Shoot, in what I just posted I forgot to suggest: add feedback to the LNA so that the impedance you see looking back into it is close (closer) to the impedance the LNA device wants to see for optimal noise performance. This may be difficult at your operating frequency, but it's something we do at moderate RF frequencies. Note that you can add reactances as simple passives. Just avoid resistors that dissipate precious RF: those will degrade the noise figure, almost certainly worse than operating the LNA device a ways off its optimal source impedance.

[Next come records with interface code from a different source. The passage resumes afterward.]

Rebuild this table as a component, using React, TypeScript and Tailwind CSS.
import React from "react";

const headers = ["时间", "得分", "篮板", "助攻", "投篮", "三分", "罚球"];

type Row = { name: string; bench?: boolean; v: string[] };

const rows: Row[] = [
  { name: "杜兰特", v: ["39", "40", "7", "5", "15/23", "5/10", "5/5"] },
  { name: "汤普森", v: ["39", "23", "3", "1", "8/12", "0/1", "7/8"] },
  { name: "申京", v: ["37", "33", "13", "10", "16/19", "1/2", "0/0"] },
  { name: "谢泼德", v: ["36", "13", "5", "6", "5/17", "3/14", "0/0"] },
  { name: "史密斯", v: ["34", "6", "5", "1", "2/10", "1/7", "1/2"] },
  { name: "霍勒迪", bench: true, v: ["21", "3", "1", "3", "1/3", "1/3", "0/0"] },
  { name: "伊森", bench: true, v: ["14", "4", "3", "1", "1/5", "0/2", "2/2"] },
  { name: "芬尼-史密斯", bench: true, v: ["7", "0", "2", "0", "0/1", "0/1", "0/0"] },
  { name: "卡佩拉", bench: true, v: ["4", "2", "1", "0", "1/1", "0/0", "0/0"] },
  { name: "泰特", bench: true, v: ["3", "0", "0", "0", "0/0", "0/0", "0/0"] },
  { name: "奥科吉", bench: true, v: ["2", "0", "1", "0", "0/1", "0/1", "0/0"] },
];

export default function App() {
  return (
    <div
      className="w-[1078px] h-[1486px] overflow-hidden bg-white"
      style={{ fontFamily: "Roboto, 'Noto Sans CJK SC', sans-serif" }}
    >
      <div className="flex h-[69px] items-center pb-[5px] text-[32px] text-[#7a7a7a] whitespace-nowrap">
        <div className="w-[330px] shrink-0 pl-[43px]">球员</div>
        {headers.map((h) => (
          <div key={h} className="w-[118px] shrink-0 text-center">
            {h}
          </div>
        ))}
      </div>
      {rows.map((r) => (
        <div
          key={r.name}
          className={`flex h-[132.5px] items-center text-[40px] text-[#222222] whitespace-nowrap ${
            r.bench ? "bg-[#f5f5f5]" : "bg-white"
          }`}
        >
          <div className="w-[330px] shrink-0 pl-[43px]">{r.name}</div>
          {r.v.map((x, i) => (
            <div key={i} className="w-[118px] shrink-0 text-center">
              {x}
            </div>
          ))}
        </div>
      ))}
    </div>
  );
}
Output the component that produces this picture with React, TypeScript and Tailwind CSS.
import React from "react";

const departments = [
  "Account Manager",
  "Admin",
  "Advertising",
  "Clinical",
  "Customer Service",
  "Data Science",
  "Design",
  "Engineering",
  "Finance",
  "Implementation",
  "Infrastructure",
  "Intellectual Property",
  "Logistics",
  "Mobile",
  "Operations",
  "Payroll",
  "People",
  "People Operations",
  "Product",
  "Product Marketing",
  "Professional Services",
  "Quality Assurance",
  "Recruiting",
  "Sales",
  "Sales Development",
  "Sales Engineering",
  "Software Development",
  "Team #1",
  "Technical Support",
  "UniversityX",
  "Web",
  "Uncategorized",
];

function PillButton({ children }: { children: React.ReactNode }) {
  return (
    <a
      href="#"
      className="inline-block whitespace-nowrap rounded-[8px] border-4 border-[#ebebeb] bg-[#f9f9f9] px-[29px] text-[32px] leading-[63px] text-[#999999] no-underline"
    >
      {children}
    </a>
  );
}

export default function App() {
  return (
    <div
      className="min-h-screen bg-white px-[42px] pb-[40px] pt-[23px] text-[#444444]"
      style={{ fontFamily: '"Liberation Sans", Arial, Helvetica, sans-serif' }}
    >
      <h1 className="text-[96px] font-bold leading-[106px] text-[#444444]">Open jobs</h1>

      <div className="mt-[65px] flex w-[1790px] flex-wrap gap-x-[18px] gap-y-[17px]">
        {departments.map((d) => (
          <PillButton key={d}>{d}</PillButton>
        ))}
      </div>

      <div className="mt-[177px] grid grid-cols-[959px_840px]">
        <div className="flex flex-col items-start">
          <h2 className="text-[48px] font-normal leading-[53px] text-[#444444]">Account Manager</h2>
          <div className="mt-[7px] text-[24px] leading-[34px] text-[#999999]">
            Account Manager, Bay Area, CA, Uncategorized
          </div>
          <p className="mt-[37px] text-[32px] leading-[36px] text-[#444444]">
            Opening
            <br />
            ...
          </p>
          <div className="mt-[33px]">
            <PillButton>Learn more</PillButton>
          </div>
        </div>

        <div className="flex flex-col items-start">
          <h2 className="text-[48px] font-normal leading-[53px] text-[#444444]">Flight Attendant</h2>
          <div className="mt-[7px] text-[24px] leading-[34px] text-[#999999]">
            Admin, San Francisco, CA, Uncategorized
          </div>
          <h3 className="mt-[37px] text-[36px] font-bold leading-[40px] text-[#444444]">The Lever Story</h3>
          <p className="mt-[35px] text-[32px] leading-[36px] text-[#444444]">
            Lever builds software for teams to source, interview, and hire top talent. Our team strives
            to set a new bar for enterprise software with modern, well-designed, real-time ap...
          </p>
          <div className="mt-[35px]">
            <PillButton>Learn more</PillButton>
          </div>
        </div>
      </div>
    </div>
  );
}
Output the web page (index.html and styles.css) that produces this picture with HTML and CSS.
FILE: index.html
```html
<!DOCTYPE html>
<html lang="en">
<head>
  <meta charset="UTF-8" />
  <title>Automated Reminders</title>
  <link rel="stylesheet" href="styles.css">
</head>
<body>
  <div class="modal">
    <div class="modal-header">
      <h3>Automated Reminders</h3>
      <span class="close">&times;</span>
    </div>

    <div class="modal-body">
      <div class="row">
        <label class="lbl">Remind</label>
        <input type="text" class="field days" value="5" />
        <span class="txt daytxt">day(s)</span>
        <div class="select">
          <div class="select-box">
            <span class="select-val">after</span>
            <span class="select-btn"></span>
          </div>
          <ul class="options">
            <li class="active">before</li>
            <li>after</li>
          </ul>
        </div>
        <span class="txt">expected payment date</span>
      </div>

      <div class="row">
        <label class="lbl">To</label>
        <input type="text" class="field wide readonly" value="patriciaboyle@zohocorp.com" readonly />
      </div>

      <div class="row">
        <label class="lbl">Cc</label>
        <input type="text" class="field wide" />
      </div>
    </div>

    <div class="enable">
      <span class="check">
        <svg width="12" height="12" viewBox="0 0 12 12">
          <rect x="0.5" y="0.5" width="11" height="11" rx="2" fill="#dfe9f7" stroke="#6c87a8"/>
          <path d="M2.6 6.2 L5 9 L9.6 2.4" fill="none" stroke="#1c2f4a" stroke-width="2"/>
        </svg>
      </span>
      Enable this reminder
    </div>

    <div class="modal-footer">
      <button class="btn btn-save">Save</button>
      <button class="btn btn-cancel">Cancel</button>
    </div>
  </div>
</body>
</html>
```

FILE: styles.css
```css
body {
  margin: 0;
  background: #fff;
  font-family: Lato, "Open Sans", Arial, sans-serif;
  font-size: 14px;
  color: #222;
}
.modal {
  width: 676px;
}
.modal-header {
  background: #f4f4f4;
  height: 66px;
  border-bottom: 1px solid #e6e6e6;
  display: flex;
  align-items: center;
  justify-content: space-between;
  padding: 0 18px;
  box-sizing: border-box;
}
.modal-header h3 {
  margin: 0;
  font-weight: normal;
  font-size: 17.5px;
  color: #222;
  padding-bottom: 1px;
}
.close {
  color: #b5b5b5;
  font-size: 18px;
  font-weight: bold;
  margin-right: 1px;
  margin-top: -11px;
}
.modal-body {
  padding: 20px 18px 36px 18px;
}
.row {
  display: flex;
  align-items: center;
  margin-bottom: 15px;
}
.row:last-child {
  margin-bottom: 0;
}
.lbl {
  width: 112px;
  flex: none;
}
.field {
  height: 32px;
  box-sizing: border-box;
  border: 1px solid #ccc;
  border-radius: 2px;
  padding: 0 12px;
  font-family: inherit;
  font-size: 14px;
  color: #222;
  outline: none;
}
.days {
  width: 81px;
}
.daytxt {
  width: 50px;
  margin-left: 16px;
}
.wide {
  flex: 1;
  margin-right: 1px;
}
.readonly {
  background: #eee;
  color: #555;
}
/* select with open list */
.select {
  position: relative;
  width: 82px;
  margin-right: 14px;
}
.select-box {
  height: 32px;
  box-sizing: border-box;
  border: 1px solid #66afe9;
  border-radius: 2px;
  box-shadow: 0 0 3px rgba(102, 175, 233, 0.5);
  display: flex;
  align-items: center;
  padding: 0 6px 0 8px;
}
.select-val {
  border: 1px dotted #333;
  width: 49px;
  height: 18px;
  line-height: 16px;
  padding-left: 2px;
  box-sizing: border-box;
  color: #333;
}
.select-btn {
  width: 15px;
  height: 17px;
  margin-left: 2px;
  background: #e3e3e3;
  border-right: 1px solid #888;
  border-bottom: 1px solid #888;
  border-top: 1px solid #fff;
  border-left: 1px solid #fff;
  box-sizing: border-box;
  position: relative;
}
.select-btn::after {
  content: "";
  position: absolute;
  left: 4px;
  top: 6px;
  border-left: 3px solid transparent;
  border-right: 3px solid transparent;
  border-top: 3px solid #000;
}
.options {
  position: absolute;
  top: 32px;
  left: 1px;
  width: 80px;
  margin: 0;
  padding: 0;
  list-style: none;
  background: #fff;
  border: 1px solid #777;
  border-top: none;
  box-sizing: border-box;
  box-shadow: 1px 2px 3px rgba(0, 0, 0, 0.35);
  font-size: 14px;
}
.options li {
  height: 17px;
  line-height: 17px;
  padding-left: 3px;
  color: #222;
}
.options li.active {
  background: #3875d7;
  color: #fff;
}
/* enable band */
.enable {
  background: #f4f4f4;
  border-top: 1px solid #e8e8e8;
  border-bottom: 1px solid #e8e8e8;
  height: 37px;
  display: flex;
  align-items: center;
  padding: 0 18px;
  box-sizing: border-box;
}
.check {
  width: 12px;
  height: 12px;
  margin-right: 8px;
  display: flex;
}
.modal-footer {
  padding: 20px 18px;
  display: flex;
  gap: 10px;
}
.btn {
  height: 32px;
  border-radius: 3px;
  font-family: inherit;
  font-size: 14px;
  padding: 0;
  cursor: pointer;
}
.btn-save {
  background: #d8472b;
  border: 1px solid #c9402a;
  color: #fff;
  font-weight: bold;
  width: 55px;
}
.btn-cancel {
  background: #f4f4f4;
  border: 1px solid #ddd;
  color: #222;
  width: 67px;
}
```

From what I have been able to absorb now from all of your really terrific responses is that it is totally and completely impossible to LC match, even theoretically, a purposefully mis-matched active device*, and then look back into that mis-matched network and see a perfect 50 ohms. However, the purposefully mis-matched active device WILL get to see the exact impedance it wants to see. And all this is due to the reciprocal nature of LC matching networks. Thus, it would be wise, as you have all mentioned, to design any LNA or PA to be as close to 50 ohms as possible, or to design the next connecting stage so that it properly works with something other than 50 ohms -- 'cause there is no way to "fix" this mis-match issue with any LC matching networks. Is that correct, or have I misunderstood something? (I can't believe I didn't know -- or didn't understand -- this stuff from the get-go! A major glitch in my knowledge-base, that's for sure.)
*The mis-match created so as to optimize an LNA transistor's input for NF, or a PA transistor's output for P1dB, to name two common reasons.